I actually think the memory I/O subsystem Sony have for the PS5 is an implementation of processing-near-memory, because there's a lot that I/O subsystem does with the data coming in before it even goes into main memory for the CPU & GPU to access (or at least, it can depending on the needs of the game with that data). When I was referring to PNM I meant something more along the lines of that, but with even better granularity and with better memory technologies (i.e shifting from GDDR to HBM).

It's really more about having data processing closer to the main memory, not the caches of the chips, that way the data doesn't need to be moved around the bus or so many parts of the system to be fully processed, saving on power consumption. And I think that's going to be important with the next systems because they'll have to find ways to provide substantially more power/performance but without exploding in the power consumption budget. Node shrinks are only going to bring but so much, and some of the GPU architecture changes are going to be outside of the realm of Sony or Microsoft's control. So they'll have to make some smart choices in other areas to compliment any GPU advances to get that additional power at reasonable production budgets and I think further innovations with PNM (and if the pricing is affordable, PIM) will help with that.

Which is the main reason I thought about stuff like having smaller, efficiency cores tuned for certain functions closer to the main system memory for PNM, if not integrated directly into the memory modules for PIM. And that was the particular thing with Coreteks I was pointing to, not anything to do with buffing caches, necessarily.

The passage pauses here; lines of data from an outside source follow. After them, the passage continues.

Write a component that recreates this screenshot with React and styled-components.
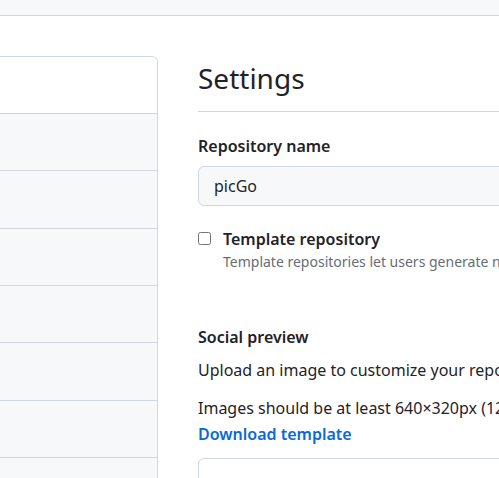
import React from 'react';
import styled, { createGlobalStyle } from 'styled-components';

const GlobalStyle = createGlobalStyle`
  html, body { margin: 0; padding: 0; background: #ffffff; overflow: hidden; }
  body {
    font-family: "Noto Sans", "Open Sans", sans-serif;
    color: #1f2328;
    font-size: 16px;
  }
`;

const TopBar = styled.div`
  height: 15px;
  background: #f6f8fa;
  border-bottom: 1px solid #d0d7de;
`;

const Layout = styled.div`
  display: grid;
  grid-template-columns: 158px 1fr;
  column-gap: 40px;
  padding-top: 40px;
  width: 900px;
`;

const SideNav = styled.nav`
  border: 1px solid #d0d7de;
  border-left: none;
  border-top-right-radius: 6px;
  background: #f6f8fa;
  height: 520px;
  overflow: hidden;
`;

const NavHead = styled.div`
  height: 56px;
  background: #ffffff;
  border-bottom: 1px solid #d0d7de;
`;

const NavItem = styled.div`
  height: 56.33px;
  border-bottom: 1px solid #d0d7de;
`;

const Main = styled.main`
  display: flex;
  flex-direction: column;
`;

const Header = styled.div`
  padding: 4px 0 15px;
  border-bottom: 1px solid #d0d7de;
`;

const Title = styled.h2`
  margin: 0;
  font-size: 28px;
  font-weight: 400;
  line-height: 36px;
`;

const Label = styled.label`
  display: block;
  margin-top: ${p => p.$top || 0}px;
  font-size: 16px;
  font-weight: 600;
  line-height: 24px;
`;

const TextInput = styled.div`
  margin-top: 8px;
  height: 38px;
  display: flex;
  align-items: center;
  padding-left: 15px;
  background: #f6f8fa;
  border: 1px solid #d0d7de;
  border-radius: 6px;
  font-size: 16px;
`;

const CheckRow = styled.div`
  display: grid;
  grid-template-columns: 25px 1fr;
  margin-top: 21px;
`;

const Box = styled.input`
  margin: 5px 0 0 0;
  width: 13px;
  height: 13px;
`;

const Note = styled.div`
  grid-column: 2;
  font-size: 14px;
  line-height: 21px;
  color: #656d76;
  white-space: nowrap;
`;

const Para = styled.p`
  margin: ${p => p.$top || 0}px 0 0;
  font-size: 16px;
  line-height: 24px;
  white-space: nowrap;
`;

const Link = styled.a`
  display: block;
  margin-top: 2px;
  color: #0969da;
  font-weight: 600;
  line-height: 24px;
  text-decoration: none;
`;

const Preview = styled.div`
  margin-top: 12px;
  height: 200px;
  border: 1px solid #d0d7de;
  border-radius: 6px;
`;

export default function App() {
  return (
    <>
      <GlobalStyle />
      <TopBar />
      <Layout>
        <SideNav>
          <NavHead />
          {[0, 1, 2, 3, 4, 5, 6].map(i => <NavItem key={i} />)}
        </SideNav>
        <Main>
          <Header>
            <Title>Settings</Title>
          </Header>
          <Label $top={22}>Repository name</Label>
          <TextInput>picGo</TextInput>
          <CheckRow>
            <Box type="checkbox" />
            <Label>Template repository</Label>
            <Note>Template repositories let users generate new repositories with the same directory structure and files.</Note>
          </CheckRow>
          <Label $top={53}>Social preview</Label>
          <Para $top={9}>Upload an image to customize your repository's social media preview.</Para>
          <Para $top={14}>Images should be at least 640×320px (1280×640px for best display).</Para>
          <Link href="#">Download template</Link>
          <Preview />
        </Main>
      </Layout>
    </>
  );
}
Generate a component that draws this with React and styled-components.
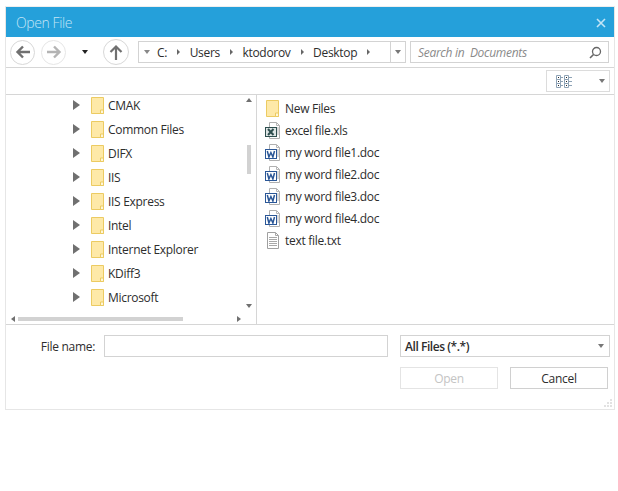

Let me explain further why having a ton of memory on-die isn't that efficient. Let's say you have a processing unit devoted to adding two 32 bit float point numbers together. Well, yes, if you had infinite amount of cache/memory right next to the processing unit, you would never have to wait for the system to go out further to system RAM or storage for more numbers to add together. But your processing unit can only add 2 numbers together at a time. So you would only be using 2 of your cache lines at once, and the rest of it would be sitting idle. So in reality, the more cache you have sitting next to your processors, the more of your die space is idle. Now, there are some things that definitely benefit from a bigger cache, but not everything does - because sometimes the stuff you're working on fits in cache already, or is simply too large to cache - and then you're just better off running the processor faster or having more compute units.

I agree with this. I think smarter cache organization and data movement systems are where more benefits would come if just talking caches, rather than increasing the cache sizes. And again back to PS5, that's why I think things like the cache scrubbers are underappreciated, they help the caches work smarter while keeping the sizes manageable.
 
P

peter42O

Guest
I'm expecting half that list to be cancelled or delayed further, as is Microsoft tradition.

Oddly enough, im not expecting any of the six games I listed to be delayed out of the year I said or cancelled.
 

KiryuRealty

Cambridge Dictionary High Priest of Grammar
28 Nov 2022
6,646
8,165
Where it’s at.
Well, there are chips that do a lot of on-chip cache, but they're very specific for big data and server markets it'd appear, not in the consumer space due to the cost/performance reasons you touched on. But I don't think Coreteks was actually talking about loading up chips with a ton of cache, and hopefully my response wasn't insinuating that either.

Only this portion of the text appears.